Is Your Freight Broker Legit?
Thousands of licensed freight brokers operate in the United States today, and more enter the market every year. With all this competition, it is critical to vet each freight broker you plan to work with. These simple steps will keep your supply chain moving forward efficiently, without harming the bottom line of your business or the customers you serve.
1. Check for freight broker registration. All freight brokers are required to register and hold a license with the Federal Motor Carrier Safety Administration (FMCSA). This organization allows individuals to search online for freight brokers and their respective licenses. Not only does this tool allow you to quickly see if a specific broker holds a valid license, but it also provides information on if a license has ever been revoked, if and when it was reinstated, and how often that has taken place.
As an added precaution, take time to request a copy of the broker's license and credentials, and compare these details to what the database lists. If there are any discrepancies, get clarification from the broker, then proceed with caution.
You may also want to check that your broker is registered with the Unified Carrier Registration Program (UCR). This federal program is administered by each state, and brokers and carriers are required to register so that fees can be collected based on the number of vehicles in each fleet. If brokers are not in compliance with UCR registration, they may be subject to legal action against them.

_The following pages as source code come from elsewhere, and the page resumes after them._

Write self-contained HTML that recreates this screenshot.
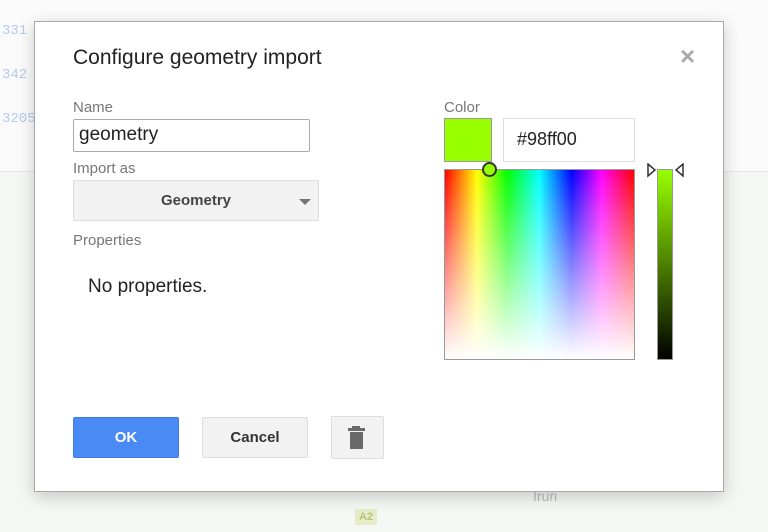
<!DOCTYPE html>
<html><head><style>
*{margin:0;padding:0;box-sizing:border-box}
body{width:768px;height:532px;overflow:hidden;position:relative;background:#f4f7f3;font-family:"Liberation Sans",sans-serif}
.top{position:absolute;left:0;top:0;width:768px;height:172px;background:#fbfbfb;border-bottom:1px solid #e6e6e6}
.num{position:absolute;left:2px;color:#b5c8ee;font-family:"Liberation Mono",monospace;font-size:14px}
.dlg{position:absolute;left:34px;top:21px;width:690px;height:471px;background:#fff;border:1px solid #a9a9a9;box-shadow:0 4px 16px rgba(0,0,0,.2)}
.a{position:absolute}
.lbl{color:#777;font-size:15px}
</style></head><body>
<div class="top"></div>
<div class="num" style="top:23px">331</div>
<div class="num" style="top:67px">342</div>
<div class="num" style="top:111px">3205</div>
<div class="a" style="left:355px;top:509px;width:22px;height:16px;background:#e7ecc8;color:#b9c27a;font-size:11px;font-weight:bold;text-align:center;line-height:16px">A2</div>
<div class="a" style="left:533px;top:488px;color:#bbb;font-size:14px">Iruri</div>
<div class="dlg">
<div class="a" style="left:38px;top:24px;font-size:21px;color:#222">Configure geometry import</div>
<div class="a" style="left:645px;top:19px;font-size:26px;color:#aaa;font-weight:bold">×</div>
<div class="a lbl" style="left:38px;top:77px">Name</div>
<div class="a" style="left:38px;top:97px;width:237px;height:33px;border:1px solid #aaa;border-radius:2px;font-size:19px;color:#222;padding:4px 5px">geometry</div>
<div class="a lbl" style="left:38px;top:138px">Import as</div>
<div class="a" style="left:38px;top:158px;width:246px;height:41px;background:#f2f2f2;border:1px solid #ddd;border-radius:2px;font-size:15px;font-weight:bold;color:#444;text-align:center;line-height:40px">Geometry</div>
<div class="a" style="left:264px;top:177px;width:0;height:0;border-left:6px solid transparent;border-right:6px solid transparent;border-top:6px solid #777"></div>
<div class="a lbl" style="left:38px;top:210px">Properties</div>
<div class="a" style="left:53px;top:254px;font-size:19px;color:#222">No properties.</div>
<div class="a lbl" style="left:409px;top:77px">Color</div>
<div class="a" style="left:409px;top:96px;width:48px;height:44px;background:#98ff00;border:1px solid #999"></div>
<div class="a" style="left:468px;top:96px;width:132px;height:44px;border:1px solid #ddd;font-size:18px;color:#222;padding:10px 13px">#98ff00</div>
<div class="a" style="left:409px;top:147px;width:191px;height:191px;border:1px solid #999;background:linear-gradient(to bottom,rgba(255,255,255,0),#fff),linear-gradient(to right,#f00,#ff0 17%,#0f0 33%,#0ff 50%,#00f 67%,#f0f 83%,#f00)"></div>
<div class="a" style="left:447px;top:140px;width:15px;height:15px;border:2px solid #333;border-radius:50%;background:#98ff00"></div>
<div class="a" style="left:622px;top:147px;width:16px;height:191px;border:1px solid #999;background:linear-gradient(#98ff00,#000)"></div>
<svg class="a" style="left:612px;top:141px" width="38" height="16"><path d="M1 1 L8 7 L1 13 Z" fill="#fff" stroke="#333" stroke-width="1.5"/><path d="M36 1 L29 7 L36 13 Z" fill="#fff" stroke="#333" stroke-width="1.5"/></svg>
<div class="a" style="left:38px;top:395px;width:106px;height:41px;background:#4a8af4;border:1px solid #3b7be8;border-radius:2px;color:#fff;font-size:15px;font-weight:bold;text-align:center;line-height:40px">OK</div>
<div class="a" style="left:167px;top:395px;width:106px;height:41px;background:#f2f2f2;border:1px solid #ddd;border-radius:2px;color:#333;font-size:15px;font-weight:bold;text-align:center;line-height:40px">Cancel</div>
<div class="a" style="left:296px;top:394px;width:53px;height:43px;background:#f2f2f2;border:1px solid #ddd;border-radius:2px"></div>
<svg class="a" style="left:312px;top:403px" width="20" height="26"><rect x="5" y="1" width="8" height="3" fill="#6a6a6a"/><rect x="1" y="3" width="17" height="3" fill="#6a6a6a"/><rect x="3" y="7" width="13" height="17" fill="#6a6a6a"/></svg>
</div>
</body></html>
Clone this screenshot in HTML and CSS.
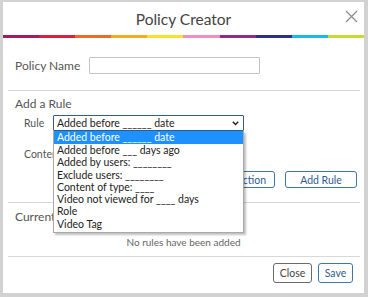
FILE: index.html
```html
<!DOCTYPE html>
<html>
<head>
<meta charset="utf-8">
<link rel="stylesheet" href="styles.css">
</head>
<body>
<div class="modal">
  <div class="header">
    <div class="title">Policy Creator</div>
    <svg class="close" width="13" height="13" viewBox="0 0 13 13"><path d="M1 1L12 12M12 1L1 12" stroke="#8a8a8a" stroke-width="1.2" fill="none"/></svg>
  </div>
  <div class="rainbow">
    <span class="c1"></span><span class="c2"></span><span class="c3"></span><span class="c4"></span><span class="c5"></span><span class="c6"></span><span class="c7"></span><span class="c8"></span><span class="c9"></span><span class="c10"></span>
  </div>
  <div class="section name-section">
    <div class="row">
      <label class="lbl">Policy Name</label>
      <div class="input"></div>
    </div>
  </div>
  <div class="rule-line"></div>
  <div class="section add-section">
    <div class="heading">Add a Rule</div>
    <div class="row rule-row">
      <label class="sub-lbl">Rule</label>
      <div class="select-wrap">
        <div class="select">
          <span>Added before ______ date</span>
          <svg class="chev" width="7" height="5" viewBox="0 0 7 5"><path d="M0.8 0.8L3.5 3.6L6.2 0.8" stroke="#222" stroke-width="1.4" fill="none"/></svg>
        </div>
        <ul class="dropdown">
          <li class="active">Added before ______ date</li>
          <li>Added before ___ days ago</li>
          <li>Added by users: ________</li>
          <li>Exclude users: ________</li>
          <li>Content of type: ____</li>
          <li>Video not viewed for ____ days</li>
          <li>Role</li>
          <li>Video Tag</li>
        </ul>
      </div>
    </div>
    <div class="row content-row">
      <label class="sub-lbl clip">Content Type</label>
    </div>
    <div class="btn-row">
      <button class="btn blue wide"><span>Add Restriction</span></button>
      <button class="btn blue addrule">Add Rule</button>
    </div>
  </div>
  <div class="rule-line"></div>
  <div class="section current-section">
    <div class="heading clip-h">Current Rules</div>
    <div class="empty">No rules have been added</div>
  </div>
  <div class="rule-line"></div>
  <div class="footer">
    <button class="btn gray">Close</button>
    <button class="btn blue">Save</button>
  </div>
</div>
</body>
</html>
```
FILE: styles.css
```css
html, body {
  margin: 0;
  padding: 0;
}
body {
  background: #d2d2d2;
  font-family: "Lato", "Open Sans", sans-serif;
  width: 368px;
  height: 297px;
  overflow: hidden;
}
.modal {
  position: relative;
  background: #fff;
  margin: 2px 4px 0 3px;
  height: 291px;
}
.header {
  position: relative;
  height: 33px;
  display: flex;
  align-items: center;
  justify-content: center;
}
.title {
  font-size: 15.5px;
  color: #444;
  margin-top: 1px;
}
.close {
  position: absolute;
  right: 6px;
  top: 8px;
}
.rainbow {
  display: flex;
  height: 3px;
}
.rainbow span { flex: 1; }
.c1 { background: #a31c5c; }
.c2 { background: #d6213f; }
.c3 { background: #ee6a2c; }
.c4 { background: #f6a91c; }
.c5 { background: #f4e22e; }
.c6 { background: #ef8fbd; }
.c7 { background: #8b2d8c; }
.c8 { background: #2a3088; }
.c9 { background: #1db7e8; }
.c10 { background: #c6da2f; }

.section {
  padding-left: 12px;
  padding-right: 5px;
}
.row {
  display: flex;
  align-items: center;
}
.name-section {
  padding-top: 19px;
  padding-bottom: 16px;
}
.lbl {
  width: 74px;
  font-size: 12px;
  color: #555;
}
.input {
  width: 169px;
  height: 15px;
  border: 1px solid #c4c4c4;
  border-radius: 1px;
}
.rule-line {
  height: 1px;
  background: #d8d8d8;
  margin: 0 4px 0 5px;
}
.add-section {
  padding-top: 5px;
  height: 111px;
  box-sizing: border-box;
}
.heading {
  font-size: 12px;
  color: #555;
  line-height: 16px;
}
.clip-h {
  width: 38px;
  overflow: hidden;
  white-space: nowrap;
}
.rule-row {
  margin-top: 3px;
  padding-left: 9px;
}
.sub-lbl {
  width: 29px;
  font-size: 10.5px;
  color: #555;
}
.sub-lbl.clip {
  width: 29px;
  overflow: hidden;
  white-space: nowrap;
}
.select-wrap {
  position: relative;
}
.select {
  height: 14px;
  border: 1px solid #2f5c88;
  border-radius: 1px;
  display: flex;
  align-items: center;
  justify-content: space-between;
  padding: 0 0 0 3px;
  width: 186px;
  font-size: 10.5px;
  color: #222;
}
.chev {
  margin-right: 4px;
  margin-top: 1px;
}
.dropdown {
  position: absolute;
  left: 0;
  top: 16px;
  width: 189px;
  margin: 0;
  padding: 0 0 2px 0;
  list-style: none;
  background: #fff;
  border: 1px solid #a9a9a9;
  border-top: none;
  box-shadow: 2px 2px 2px rgba(0,0,0,0.25);
  z-index: 5;
}
.dropdown li {
  font-size: 10.5px;
  line-height: 12.3px;
  height: 12.3px;
  color: #222;
  padding-left: 3px;
  white-space: nowrap;
}
.dropdown li.active {
  background: #1e90ff;
  color: #fff;
  height: 13px;
  line-height: 13px;
}
.content-row {
  padding-left: 9px;
  margin-top: 17px;
}
.btn-row {
  display: flex;
  justify-content: flex-end;
  gap: 10px;
  margin-top: 11px;
  padding-right: 2px;
}
.btn {
  font-family: "Lato", "Open Sans", sans-serif;
  font-size: 10.5px;
  background: #fff;
  border-radius: 3px;
  height: 17px;
  padding: 0;
  line-height: 14px;
}
.btn.blue {
  border: 1px solid #3b76ad;
  color: #2f5d8c;
}
.btn.gray {
  border: 1px solid #6a6a6a;
  color: #444;
}
.wide {
  width: 86px;
  text-align: right;
  padding-right: 8px;
  overflow: hidden;
  white-space: nowrap;
}
.addrule { width: 72px; }
.current-section {
  padding-top: 6px;
  height: 53px;
  box-sizing: border-box;
}
.empty {
  text-align: center;
  font-size: 10px;
  color: #666;
  margin-top: 11px;
  padding-right: 7px;
}
.footer {
  display: flex;
  justify-content: flex-end;
  gap: 6px;
  padding: 6px 11px 0 0;
}
.footer .btn {
  height: 20px;
  width: 39px;
}
.footer .btn.blue { width: 35px; }
```
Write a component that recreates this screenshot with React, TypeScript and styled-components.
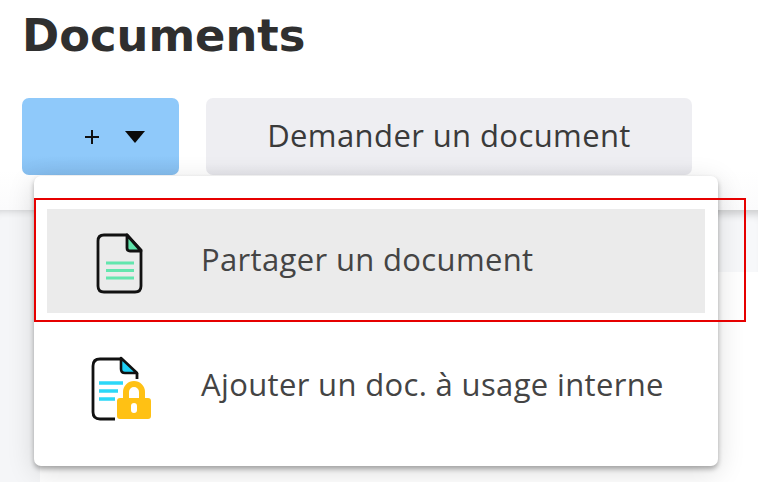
import React from "react";
import styled, { createGlobalStyle } from "styled-components";

const Global = createGlobalStyle`
  html, body { margin: 0; padding: 0; background: #fff; }
  body { width: 781px; height: 482px; overflow: hidden; font-family: "Open Sans", sans-serif; }
`;

const Page = styled.div`
  position: relative;
  width: 758px;
  height: 482px;
  overflow: hidden;
`;

const Header = styled.header`
  height: 210px;
  box-sizing: border-box;
  padding: 9px 0 0 22px;
  background: linear-gradient(#fff 170px, #fbfbfc);
`;

const Title = styled.h1`
  margin: 0;
  height: 89px;
  font-family: "DejaVu Sans", sans-serif;
  font-size: 44.8px;
  line-height: 54px;
  font-weight: 700;
  color: #2f2f2f;
`;

const Actions = styled.div`
  display: flex;
  gap: 27px;
`;

const AddButton = styled.button`
  width: 157px;
  height: 77px;
  box-sizing: border-box;
  padding: 0 0 0 62px;
  display: flex;
  align-items: center;
  gap: 25px;
  border: 0;
  border-radius: 7px;
  background: linear-gradient(#8fc9fa 75%, #85bdee);
`;

const RequestButton = styled.button`
  width: 486px;
  height: 77px;
  padding: 0 0 4px;
  border: 0;
  border-radius: 7px;
  background: linear-gradient(#eeeef2 85%, #e6e6eb);
  font-family: "Open Sans", sans-serif;
  font-size: 31px;
  letter-spacing: 0.4px;
  color: #3a3a3a;
`;

const Body = styled.div`
  display: flex;
  height: 272px;
`;

const Side = styled.aside`
  width: 40px;
  background: #f5f6f8;
  box-shadow: inset 0 8px 8px -8px rgba(0, 0, 0, 0.2);
`;

const Table = styled.div`
  flex: 1;
`;

const TableHead = styled.div`
  height: 62px;
  background: #f7f8fa;
  box-shadow: inset 0 10px 8px -6px rgba(0, 0, 0, 0.18);
`;

const Menu = styled.div`
  position: absolute;
  left: 34px;
  top: 176px;
  width: 684px;
  height: 290px;
  box-sizing: border-box;
  padding: 33px 13px 0;
  display: flex;
  flex-direction: column;
  gap: 20px;
  background: #fff;
  border-radius: 7px;
  box-shadow: 0 3px 5px rgba(0, 0, 0, 0.3), 0 6px 28px rgba(0, 0, 0, 0.14);
`;

const Item = styled.div<{ $active?: boolean }>`
  height: 104px;
  display: flex;
  align-items: center;
  gap: 50px;
  padding-left: 40px;
  background: ${(p) => (p.$active ? "#ebebeb" : "#fff")};
  font-size: 31px;
  letter-spacing: 0.35px;
  color: #444;
`;

const ItemLabel = styled.span<{ $shift: number }>`
  position: relative;
  top: ${(p) => p.$shift}px;
`;

const IconSlot = styled.div`
  width: 64px;
  height: 64px;
  flex: none;
`;

const Highlight = styled.div`
  position: absolute;
  left: 34px;
  top: 198px;
  width: 712px;
  height: 124px;
  box-sizing: border-box;
  border: 2px solid #e60000;
  pointer-events: none;
`;

const DocIcon = () => (
  <svg width="64" height="64" viewBox="0 0 64 64" fill="none" overflow="visible">
    <path
      d="M17 6H40L54 21V57Q54 63 48 63H17Q11 63 11 57V12Q11 6 17 6Z"
      stroke="#111"
      strokeWidth="2.8"
    />
    <path d="M40 6L54 22H43Q40 22 40 19Z" fill="#5fe3ab" stroke="#111" strokeWidth="2.8" strokeLinejoin="round" />
    <path d="M19 34H47M19 41.500H47M19 49H47" stroke="#63e6ae" strokeWidth="3" />
  </svg>
);

const LockDocIcon = () => (
  <svg width="64" height="64" viewBox="0 0 64 64" fill="none" overflow="visible">
    <path d="M34 6H13Q6 6 6 13V59Q6 66 13 66H28" stroke="#111" strokeWidth="2.8" />
    <path d="M50 20V26" stroke="#111" strokeWidth="2.8" />
    <path d="M34 5L50 20H38Q34 20 34 16Z" fill="#1dcff5" stroke="#111" strokeWidth="2.6" strokeLinejoin="round" />
    <path d="M12 30H36M12 38H31M12 46H28" stroke="#2bd8f8" strokeWidth="3.4" />
    <path d="M39 46V39A8 8 0 0 1 55 39V46" stroke="#ffc114" strokeWidth="6" />
    <path
      fillRule="evenodd"
      clipRule="evenodd"
      d="M33 45H61Q64 45 64 48V63Q64 66 61 66H33Q30 66 30 63V48Q30 45 33 45ZM47 50Q44 50 44 53V57Q44 60 47 60Q50 60 50 57V53Q50 50 47 50Z"
      fill="#ffc114"
    />
  </svg>
);

const PlusIcon = () => (
  <svg width="16" height="16" viewBox="0 0 16 16">
    <path d="M8 1V15M1 8H15" stroke="#111" strokeWidth="2" />
  </svg>
);

const CaretIcon = () => (
  <svg width="20" height="12" viewBox="0 0 20 12">
    <path d="M0 0H20L10 12Z" fill="#0a0a0a" />
  </svg>
);

export default function App() {
  return (
    <Page>
      <Global />
      <Header>
        <Title>Documents</Title>
        <Actions>
          <AddButton aria-label="Ajouter">
            <PlusIcon />
            <CaretIcon />
          </AddButton>
          <RequestButton>Demander un document</RequestButton>
        </Actions>
      </Header>
      <Body>
        <Side />
        <Table>
          <TableHead />
        </Table>
      </Body>
      <Menu>
        <Item $active>
          <IconSlot>
            <DocIcon />
          </IconSlot>
          <ItemLabel $shift={-2}>Partager un document</ItemLabel>
        </Item>
        <Item>
          <IconSlot>
            <LockDocIcon />
          </IconSlot>
          <ItemLabel $shift={-1}>Ajouter un doc. à usage interne</ItemLabel>
        </Item>
      </Menu>
      <Highlight />
    </Page>
  );
}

2. Is your broker insured and bonded? While insurance is not always a legal requirement, all freight brokers are mandated to hold a freight broker bond in order to operate legally. The FMCSA put this requirement in place to ensure freight brokers handle business in a safe and lawful way.
A minimum $75,000 bond requirement is needed as part of the broker license process. The FMCSA website also lists detailed bond information for each freight broker registered, but be sure to check that the certificate provided directly from the broker matches what the site states.
3. Track your brokers' success. If you have been in transportation and logistics for some time, tracking the success of one freight broker over another can quickly become burdensome. Take the time to monitor the brokerage partnerships you have had in the past. Keep notes on the cost, the brokers' approach to managing workloads, and how often they meet deadlines. This information is simple to track over time, and can make all the difference in selecting the right freight broker for the next job.
Update your database regularly, and highlight the companies or individuals you prefer to work with moving forward.